Section 3.4 Combinatorics: Second Counts
Subsection 3.4.1 Terminology
Permutations, presented in Section Subsection 1.5.1, count the number of ways to permute, or rearrange, objects. Note that when permuting objects, some can be ignored. For example Table 3.4.1 are all permutations of two characters from the alphabet \(\{a,b,c\}.\)
ba | ca | |
ab | cb | |
ac | bc |
Sometimes the order of objects is unimportant. The number of outcomes can still be counted. These are called combinations. The combinations of two letters from the alphabet \(\{a,b,c\}.\) are ab, ac, bc.
Subsection 3.4.2 Practice
Subsubsection 3.4.2.1 Discover a Method
Checkpoint 3.4.2.
How many permutations of two letters from the alphabet \(\{a,b,c\}.\) are there? How many combinations of two letters from the alphabet \(\{a,b,c\}.\) are there? How do you get the combinations count from the permutations count?
Checkpoint 3.4.3.
How many permutations are there of three letters from the alphabet \(\{a,b,c,d\}\text{?}\) Select three of these letters. How many ways can you order these three letters? How does this help count the number of combinations of three letters from this alphabet?
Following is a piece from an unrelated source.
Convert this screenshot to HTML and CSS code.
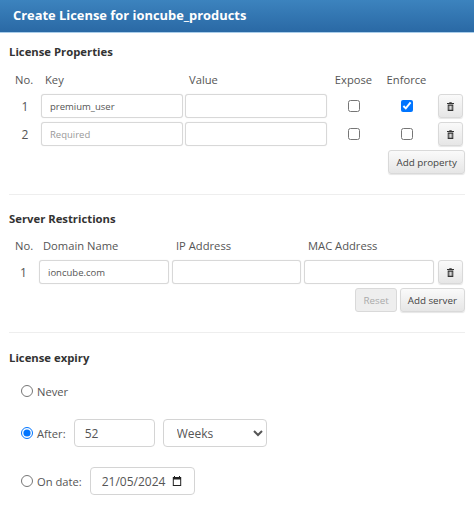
FILE: index.html
```html
<!DOCTYPE html>
<html lang="en">
<head>
    <meta charset="UTF-8">
    <meta name="viewport" content="width=device-width, initial-scale=1.0">
    <title>Create License</title>
    <link rel="stylesheet" href="styles.css">
</head>
<body>

    <svg class="icon-defs" width="0" height="0">
        <symbol id="trash" viewBox="0 0 8 10">
            <path d="M2.6 0h2.8v1H8v1.2H0V1h2.6z" fill="#333"/>
            <path d="M.8 2.8h6.4V10H.8z M2 4v4.8h1V4z M3.5 4v4.8h1V4z M5 4v4.8h1V4z" fill="#333" fill-rule="evenodd"/>
        </symbol>
    </svg>

    <div class="header">Create License for ioncube_products</div>

    <form class="content">
        <h4 class="first-title">License Properties</h4>
        <div class="prop-grid">
            <span class="col-label">No.</span>
            <span class="col-label pad">Key</span>
            <span class="col-label pad">Value</span>
            <span class="col-label center">Expose</span>
            <span class="col-label center">Enforce</span>
            <span></span>

            <span class="row-no">1</span>
            <input type="text" class="field" value="premium_user">
            <input type="text" class="field">
            <input type="checkbox" class="check">
            <input type="checkbox" class="check" checked>
            <button type="button" class="button icon-button"><svg class="trash"><use href="#trash"/></svg></button>

            <span class="row-no">2</span>
            <input type="text" class="field" placeholder="Required">
            <input type="text" class="field">
            <input type="checkbox" class="check">
            <input type="checkbox" class="check">
            <button type="button" class="button icon-button"><svg class="trash"><use href="#trash"/></svg></button>
        </div>
        <div class="actions">
            <button type="button" class="button">Add property</button>
        </div>

        <hr>

        <h4 class="server-title">Server Restrictions</h4>
        <div class="server-grid">
            <span class="col-label">No.</span>
            <span class="col-label pad">Domain Name</span>
            <span class="col-label pad">IP Address</span>
            <span class="col-label pad">MAC Address</span>
            <span></span>

            <span class="row-no">1</span>
            <input type="text" class="field" value="ioncube.com">
            <input type="text" class="field">
            <input type="text" class="field">
            <button type="button" class="button icon-button"><svg class="trash"><use href="#trash"/></svg></button>
        </div>
        <div class="actions">
            <button type="button" class="button" disabled>Reset</button>
            <button type="button" class="button">Add server</button>
        </div>

        <hr>

        <h4 class="expiry-title">License expiry</h4>
        <div class="expiry">
            <label class="expiry-row never">
                <input type="radio" name="expiry" class="radio">
                <span>Never</span>
            </label>
            <div class="expiry-row after">
                <input type="radio" name="expiry" id="after" class="radio" checked>
                <label for="after">After:</label>
                <input type="text" class="big-field number" value="52">
                <select class="big-field unit">
                    <option>Weeks</option>
                </select>
            </div>
            <div class="expiry-row on-date">
                <input type="radio" name="expiry" id="ondate" class="radio">
                <label for="ondate">On date:</label>
                <div class="big-field date">
                    <input type="text" class="date-text" value="21/05/2024">
                    <svg class="calendar" viewBox="0 0 10 10">
                        <path d="M2 0h1v1h4V0h1v1h1.2v9H.8V1H2z M1.8 3.4v5.6h6.4V3.4z" fill="#222" fill-rule="evenodd"/>
                    </svg>
                </div>
            </div>
        </div>
    </form>

</body>
</html>
```

FILE: styles.css
```css
* {
    margin: 0;
    padding: 0;
    box-sizing: border-box;
    font-family: 'Open Sans', sans-serif;
}

body {
    background: white;
    color: #555;
    font-size: 11.2px;
    overflow: hidden;
}

.icon-defs {
    display: block;
}

.header {
    height: 33px;
    padding-left: 13px;
    line-height: 31px;
    font-size: 12.9px;
    font-weight: bold;
    color: white;
    background: linear-gradient(#3c83be, #2a69a5);
    border-bottom: 1px solid #a9cdea;
}

.content {
    padding: 0 9px;
}

h4 {
    font-size: 11.3px;
    font-weight: bold;
    line-height: 16px;
    color: #333;
}

.first-title {
    margin-top: 11px;
}

.server-title {
    margin-top: 16px;
}

.expiry-title {
    margin-top: 17px;
}

hr {
    border: none;
    border-top: 1px solid #eee;
}

.prop-grid,
.server-grid {
    display: grid;
    align-items: center;
    row-gap: 4px;
}

.prop-grid {
    grid-template-columns: 30px 142px 142px 49px 53px 28px;
    column-gap: 2px;
    margin-top: 12px;
}

.server-grid {
    grid-template-columns: 27px 130px 129px 130px 26px;
    column-gap: 3px;
    margin-top: 11px;
}

.col-label {
    line-height: 16px;
    padding-left: 6px;
    margin-bottom: 2px;
}

.col-label.pad {
    padding-left: 4px;
}

.col-label.center {
    padding-left: 0;
    text-align: center;
}

.row-no {
    font-size: 12px;
    text-align: center;
    padding-left: 2px;
}

.field {
    width: 100%;
    height: 24px;
    padding: 0 8px;
    font-size: 9.5px;
    color: #555;
    background: white;
    border: 1px solid #d8d8d8;
    border-radius: 3px;
    box-shadow: 0 0 1px #ddd;
    outline: none;
}

.field::placeholder {
    color: #999;
}

.check {
    width: 12px;
    height: 12px;
    justify-self: center;
}

.button {
    height: 24px;
    padding: 0 7px;
    font-size: 9.8px;
    color: #444;
    background: linear-gradient(#fafafa, #e6e6e6);
    border: 1px solid #d9d9d9;
    border-radius: 3px;
    box-shadow: 0 1px 1px rgba(0, 0, 0, 0.1);
}

.button:disabled {
    color: #aaa;
    background: #eee;
    box-shadow: none;
}

.icon-button {
    width: 25px;
    padding: 0;
    display: flex;
    align-items: center;
    justify-content: center;
    justify-self: end;
}

.trash {
    width: 7px;
    height: 9px;
}

.actions {
    display: flex;
    justify-content: flex-end;
    gap: 3px;
    margin-top: 4px;
    margin-bottom: 20px;
}

.expiry {
    display: flex;
    flex-direction: column;
    padding-left: 12px;
    margin-top: 15px;
}

.expiry-row {
    display: flex;
    align-items: center;
}

.expiry-row.never {
    height: 20px;
}

.expiry-row.after {
    margin-top: 18px;
    height: 28px;
}

.expiry-row.on-date {
    margin-top: 20px;
    height: 28px;
}

.radio {
    width: 12px;
    height: 12px;
    margin-right: 4px;
}

.big-field {
    height: 28px;
    font-size: 12px;
    color: #555;
    background: white;
    border: 1px solid #d4d4d4;
    border-radius: 4px;
    outline: none;
}

.number {
    width: 81px;
    margin-left: 8px;
    padding: 0 10px;
}

.unit {
    width: 104px;
    margin-left: 8px;
    padding-left: 9px;
}

.date {
    width: 105px;
    margin-left: 8px;
    padding: 0 12px 0 11px;
    display: flex;
    align-items: center;
    justify-content: space-between;
}

.date-text {
    width: 66px;
    font-size: 12px;
    color: #555;
    border: none;
    outline: none;
}

.calendar {
    width: 10px;
    height: 10px;
}
```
Subsubsection 3.4.2.2 Use the Method
Checkpoint 3.4.4.
How many permutations of three letters from the English alphabet (26 characters) are there?
Checkpoint 3.4.5.
If 10 people participate in a race and only the first three places are recorded, how many possible results are there?
Checkpoint 3.4.6.
How many permutations of the letters of the word ‘greet’ are there?
Checkpoint 3.4.7.
(a)
Suppose 10 people apply for three, identical jobs. In how many orders can three of these 10 people be hired?
(b)
How many ways are there to permute these three people?
(c)
If the first problem counted the number of ways to order three (3) of ten (10) people and the second problem counted the number of ways any particular three can be ordered, how can these be combined to count the number of ways to select three (3) out of ten (10) people?
Checkpoint 3.4.8.
How many ways are there to select two types of ice cream from a selection of 14?
Checkpoint 3.4.9.
If a set has 15 elements, how many subsets of 4 elements exist?